Rolling blackouts cut power to entire neighborhoods for about an hour at a time to ease the strain on the grid and prevent an uncontrolled collapse of the entire system.

California narrowly averted blackouts Thursday, but the state's power system has been hanging by a thread all week, with about a third of in-state power plants off line for repairs, maintenance, or shut for environmental reasons.

Meanwhile, power supplies from out of state, which typically supply about 25 percent of the California market, remained extremely scarce mostly due to cold weather in the Northwest, raising local demand there and sapping exports to the south.

Officials at the California Independent Operating System (ISO), which manages most of the grid serving California's 33 million residents, said the situation was showing signs of slight improvement, due to the usual drop in power demand Friday as offices and factories shut for the weekend.

"We're looking a little better today than yesterday," ISO spokesman Patrick Dorinson said.

"It's possible we won't have to go to a Stage Three today.
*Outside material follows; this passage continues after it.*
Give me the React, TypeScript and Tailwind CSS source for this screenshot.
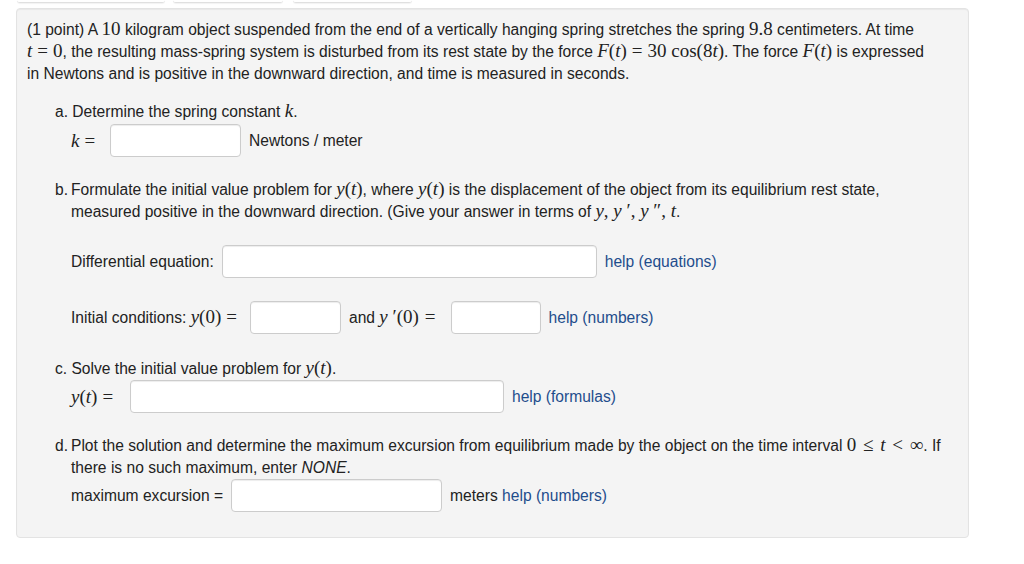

We have picked up a little more generation and still have arrangements with the pumping stations and WAPA, so it looks a little better," he said.

After the Stage Three emergency was declared, arrangements were made Thursday evening with the Western Area Power Administration (WAPA), a federal power marketing association, to bring in extra power from Arizona.

The California Department of Water Resources, which operates huge water pumping stations used to move water from Northern to Southern California, also throttled back Thursday to lighten loads on the system.

These moves came on top of pleas to the public to conserve power, including turning off outdoor holiday lights, and cuts to industrial customers who buy their power at discounted rates knowing they can lose service when supplies run dangerously low.

"Californians should appreciate the efforts they made last night ... They really stepped up to the plate in a very tight situation," Dorinson said.

Dorinson warned, however, that California was not yet out of the woods, with high energy demand and even colder weather expected throughout the region early next week.

"We're about to find out next week just how interconnected the Western power grid really is. This is a regional problem."

Dorinson added that the biggest problem facing the Western electricity system, which stretches from the northern tip of Baja California to northern British Columbia, is that almost no new power plants have been built in the region in 10 years despite a rapidly growing population and strong economy.